Sunday, September 13, 2009

Over and Back

Conclusion: vacation means people and food. Started right in on Friday at 5:10pm when college friends Emily and Dee-Dee intercepted me at 17th and Congress. I was full from a multicultural lunch tasting on the first floor of my place of employment - Swedish meatballs, Hungarian goulash, Chinese dumplings, Indian fried rice, Texas BBQ, German cake, and on and on - so I gave my lunch sandwich to the girls, and off. An abbreviated beer bar tour punctured by a tour of the capitol. Leisurely expedition of downtown, people in the streets in good cheer, words flowing out of our mouths with ease and excitment, and cicadas on pavement signifying a marriage of nature and urbana. Leisure is the key word.

Realized I haven't left Austin in six months, perhaps the longest I've ever been in one municipality without journey. It's been good, but it's time, time to flutter the wings. I quite like being in airports. A young attractive Asian woman with a walking stick, a financial-looking dude likely off for a weekend of golf... wandering these big open corridors, windows look out on pavement planes and planes, we are jet set. At least in appearance. Could be going anywhere, and I love it.

Mom and Aaron pick me up in Manchester, NH a bit after midnight, to drive to Ocean Park, ME. On Sunday, Buddy and Nate take the train up from Boston, and the Kitchels are driving through. To the beach for catching up, all around. Don't check the email, don't look at the phone. To the Clambake for fried scallops and clams, supplemented by fries and one of my favorite cole-slaws. One of the meals I've been waiting for. "Starry Eyes," by the Austin band Two Hoots and a Holler, pops into my head. When things come together, it's a sensory paradise. And these moments are fleeting, here and now. All I can do is embrace the feelings when they occur, and accept the others when they don't. Aaron, Bud, Nate, and I continue the night with a melange of scotches and gins on the indoor porch - like our grand and great grandparents' generations, methinks - and a hop around the bars of Old Orchard Beach. Quiet night, but it doesn't seem to matter. Good company, starry eyes.

Roll, almost literally, out of bed on Monday morning, for a great breakfast with Mom and the above crew at Josef's. Then we play shuffleboard the only way I really know how: on the ground, with big sticks, perhaps the way Teddy Roosevelt would've done it. Everywhere else it's tables and hands. Bud and Nate back to Boston, and the rest of the day is walking on the beach, intense conversation about purpose in life, and food more food lovely food. Sit out at the beach tables at the Brunswick with homemade Clam chowder under expansive purple sky-come-moonlight, walk the peaceful avenues of Ocean Park with coffee frappe. An interlude to see Taking Woodstock (amusing and decent), and more philosophy with Aaron. Eyelids get very heavy, until cousin Dan arrives (via train) at 1:45am to keep things going. My stomach is worn out and my eyes are sore, but my mind is sharp as a tack.
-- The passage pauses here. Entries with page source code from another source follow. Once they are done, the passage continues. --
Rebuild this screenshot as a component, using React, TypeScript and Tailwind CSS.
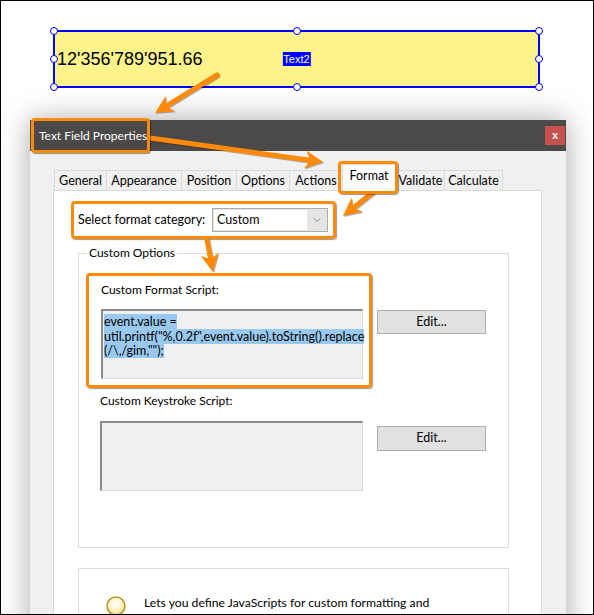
import { ChevronDown } from "lucide-react";

const tabs = [
  { label: "General", w: "w-[52px]" },
  { label: "Appearance", w: "w-[75px]" },
  { label: "Position", w: "w-[55px]" },
  { label: "Options", w: "w-[53px]" },
  { label: "Actions", w: "w-[53px]" },
  { label: "Format", w: "w-[54px]", active: true },
  { label: "Validate", w: "w-[48px]" },
  { label: "Calculate", w: "w-[59px]" },
];

// orange call-out arrow, page coordinates
function Arrow({ x1, y1, x2, y2 }: { x1: number; y1: number; x2: number; y2: number }) {
  const len = Math.hypot(x2 - x1, y2 - y1);
  const ux = (x2 - x1) / len;
  const uy = (y2 - y1) / len;
  const px = -uy;
  const py = ux;
  const hl = 18;
  const hw = 9;
  const notch = 5;
  const bx = x2 - ux * hl;
  const by = y2 - uy * hl;
  const nx = x2 - ux * (hl - notch);
  const ny = y2 - uy * (hl - notch);
  const head = `${x2},${y2} ${bx + px * hw},${by + py * hw} ${nx},${ny} ${bx - px * hw},${by - py * hw}`;
  return (
    <g>
      <g transform="translate(1,1)" opacity="0.3">
        <line x1={x1} y1={y1} x2={nx} y2={ny} stroke="#000" strokeWidth="5" strokeLinecap="round" />
        <polygon points={head} fill="#000" />
      </g>
      <line x1={x1} y1={y1} x2={nx} y2={ny} stroke="#ff8a0a" strokeWidth="5" strokeLinecap="round" />
      <polygon points={head} fill="#ff8a0a" />
    </g>
  );
}

function Handle({ className }: { className: string }) {
  return <span className={`absolute w-[8px] h-[8px] rounded-full bg-white border-[1.5px] border-[#0000ff] ${className}`} />;
}

function Edit({ className }: { className: string }) {
  return (
    <button className={`w-[109px] bg-[#e1e1e1] border border-[#adadad] text-[12.5px] text-black flex items-center justify-center ${className}`}>
      Edit...
    </button>
  );
}

const scriptBox =
  "bg-[#f0f0f0] border-t-2 border-l-2 border-b border-r border-t-[#8c8c8c] border-l-[#8c8c8c] border-b-[#dadada] border-r-[#dadada]";

export default function App() {
  return (
    <div className="relative w-[594px] h-[615px] overflow-hidden bg-white border border-black font-['Lato',sans-serif] text-black">
      {/* the form field on the page */}
      <div className="relative ml-[52px] mt-[29px] w-[487px] h-[58px] border-2 border-[#0000ff] bg-[#fcf38b] flex items-center pl-[2px]">
        <span className="font-['Liberation_Sans',Arial,sans-serif] text-[18px] leading-none">12'356'789'951.66</span>
        <span className="absolute left-1/2 top-1/2 -translate-x-1/2 -translate-y-1/2 bg-[#0000ff] text-white font-['Liberation_Sans',Arial,sans-serif] text-[11px] leading-[14px] px-[1px]">
          Text2
        </span>
        <Handle className="-left-[5px] -top-[5px]" />
        <Handle className="left-1/2 -translate-x-1/2 -top-[5px]" />
        <Handle className="-right-[5px] -top-[5px]" />
        <Handle className="-left-[5px] top-1/2 -translate-y-1/2" />
        <Handle className="-right-[5px] top-1/2 -translate-y-1/2" />
        <Handle className="-left-[5px] -bottom-[5px]" />
        <Handle className="left-1/2 -translate-x-1/2 -bottom-[5px]" />
        <Handle className="-right-[5px] -bottom-[5px]" />
      </div>

      {/* dialog */}
      <div className="ml-[29px] mt-[32px] w-[536px] shadow-[0_0_28px_rgba(0,0,0,0.35)]">
        <div className="h-[31px] bg-[#4b4a48] flex items-center pr-[1px]">
          <div className="relative z-10 ml-[1px] h-[35px] w-[119px] border-[3px] border-[#ff8a0a] rounded-[4px] bg-[#4b4a48] flex items-center pl-[5px] text-white text-[12px] whitespace-nowrap shadow-[1px_1px_1px_rgba(0,0,0,0.4)]">
            Text Field Properties
          </div>
          <div className="ml-auto w-[20px] h-[19px] bg-[#c75050] text-white text-[11px] font-bold flex items-center justify-center leading-none pb-[2px]">
            x
          </div>
        </div>

        <div className="bg-[#f0f0f0] pt-[13px] pl-[23px] pb-[40px] text-[12px]">
          <div className="flex items-end ml-[1px]">
            {tabs.map((t, i) =>
              t.active ? (
                <div key={t.label} className={`relative z-10 -mb-px h-[27px] ${t.w} bg-white border-t border-l border-r border-[#d9d9d9] flex items-center justify-center pb-[3px] text-[12.5px]`}>
                  {t.label}
                  <span className="absolute -left-[5px] -right-[3px] -top-[4px] -bottom-[3px] border-[3px] border-[#ff8a0a] rounded-[4px] shadow-[1px_1px_1px_rgba(0,0,0,0.4)]" />
                </div>
              ) : (
                <div
                  key={t.label}
                  className={`h-[20px] ${t.w} border-t border-l border-[#d9d9d9] ${i === tabs.length - 1 ? "border-r" : ""} flex items-center justify-center pt-[1px] text-[12.5px]`}
                >
                  {t.label}
                </div>
              )
            )}
          </div>

          <div className="w-[489px] h-[480px] bg-white border border-[#d9d9d9] pt-[10px] pl-[17px]">
            <div className="w-[265px] h-[38px] border-[3px] border-[#ff8a0a] rounded-[4px] flex items-center pl-[4px] pr-[5px] shadow-[1px_1px_1px_rgba(0,0,0,0.4)] text-[12.5px]">
              <span className="pt-[1px]">Select format category:</span>
              <div className="ml-auto w-[116px] h-[24px] border border-[#acacac] bg-[#e5e5e5] flex p-[1px]">
                <div className="flex-1 bg-white flex items-center pl-[3px] pt-[1px]">Custom</div>
                <div className="w-[19px] flex items-center justify-center text-[#606060]">
                  <ChevronDown size={12} strokeWidth={1.5} />
                </div>
              </div>
            </div>

            <fieldset className="ml-[7px] mt-[6px] w-[431px] border border-[#dcdcdc] pb-[56px]">
              <legend className="ml-[8px] px-[2px] leading-[16px]">Custom Options</legend>

              <div className="flex ml-[7px] mt-[12px]">
                <div className="w-[286px] border-[3px] border-[#ff8a0a] rounded-[4px] pt-[6px] pl-[12px] pb-[6px] shadow-[1px_1px_1px_rgba(0,0,0,0.4)]">
                  <div className="leading-[16px]">Custom Format Script:</div>
                  <div className={`mt-[11px] w-[262px] h-[70px] ${scriptBox} pt-[4px] pl-[1px] leading-[14.5px] text-[12.5px]`}>
                    <div><span className="bg-[#99c9ef]">event.value = </span></div>
                    <div className="whitespace-nowrap"><span className="bg-[#99c9ef]">util.printf("%,0.2f",event.value).toString().replace</span></div>
                    <div><span className="bg-[#99c9ef]">{'(/\\,/gim,"");'}</span></div>
                  </div>
                </div>
                <Edit className="ml-[5px] mt-[37px] h-[24px]" />
              </div>

              <div className="flex ml-[21px] mt-[5px]">
                <div className="w-[263px]">
                  <div className="leading-[16px]">Custom Keystroke Script:</div>
                  <div className={`mt-[12px] w-[263px] h-[70px] ${scriptBox}`} />
                </div>
                <Edit className="ml-[14px] mt-[33px] h-[25px]" />
              </div>
            </fieldset>

            <div className="ml-[7px] mt-[20px] w-[431px] border border-[#dcdcdc] pt-[27px] pl-[27px] pb-[20px] flex items-start">
              <svg width="20" height="20" viewBox="0 0 20 20" className="shrink-0">
                <defs>
                  <radialGradient id="bulb" cx="45%" cy="40%" r="60%">
                    <stop offset="0%" stopColor="#ffffff" />
                    <stop offset="60%" stopColor="#fdf3c4" />
                    <stop offset="100%" stopColor="#f0d67a" />
                  </radialGradient>
                </defs>
                <circle cx="10" cy="10" r="9" fill="url(#bulb)" stroke="#b8962e" strokeWidth="1.5" />
              </svg>
              <p className="ml-[18px] leading-[16px] -mt-[1px] text-[12.2px]">Lets you define JavaScripts for custom formatting and</p>
            </div>
          </div>
        </div>
      </div>

      {/* call-out arrows */}
      <svg className="absolute -left-px -top-px pointer-events-none" width="594" height="615">
        <Arrow x1={217} y1={75} x2={155} y2={113} />
        <Arrow x1={150} y1={138} x2={323} y2={162} />
        <Arrow x1={372} y1={193} x2={343} y2={216} />
        <Arrow x1={207} y1={240} x2={213} y2={272} />
      </svg>
    </div>
  );
}
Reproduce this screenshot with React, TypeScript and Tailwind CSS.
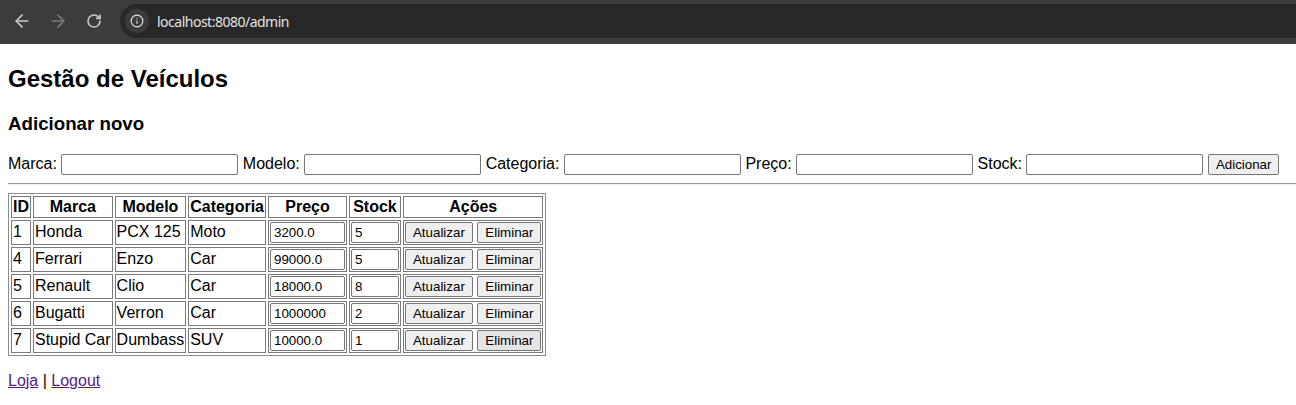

The days continue like this, food and talk, with people I like. Tuesday is fried scallops and clams for breakfast, corn casserole for lunch (one of my favorites growing up), two lobsters and tons of steamers for dinner - an ambitious and filling meal, and I will carry the memory with me for months, because I must - and a butter crunch frappe for dessert. Jesus buddha, one of the best things I've ever had, and I had forgotten that. Wednesday we meet Susanna in Portsmouth, a "city" of the type that I've been missing - cobble stones and brick buildings and oddly shaped town squares. They weren't as efficient at urban planning when they started this country, and I am thankful for that, y'all. Great meal and brews and good times at the Portsmouth Brewery. Then a nice visit in New London with Marion and Charlie. In Danville, down to Ryan D.'s for beer and wine and tasty garlic-tinged burgers and rice pilaf and chips and catching up out on the patio. So full. I had to burp twice - really, I had to. Aaron and I made a last-minute decision to hit the Packing House around 12:30 for pool and... atmosphere. Thursday breakfast over at the Danville Restaurant - blueberry pancakes and sausage, coffee and water - I will pat myself on the back for getting in so many of my favorite meals this week. Dinner with Dad at Elements - I believe the best I've ever had there - Mongolia-spiced chicken wings, an awesome veggie-cheese strudel, and a delightful bottle of rose. Friday Aaron made baozi, and it was great. People came in and out. Friends and relatives, baozi and coffee. Dad put together a great dinner of shrimp linguini, and later Aaron and I drank some good beers with Andy, Shannon, and Nick, and that was that. Have I said too much? It takes long winds to describe the satiating of great appetites for food and company.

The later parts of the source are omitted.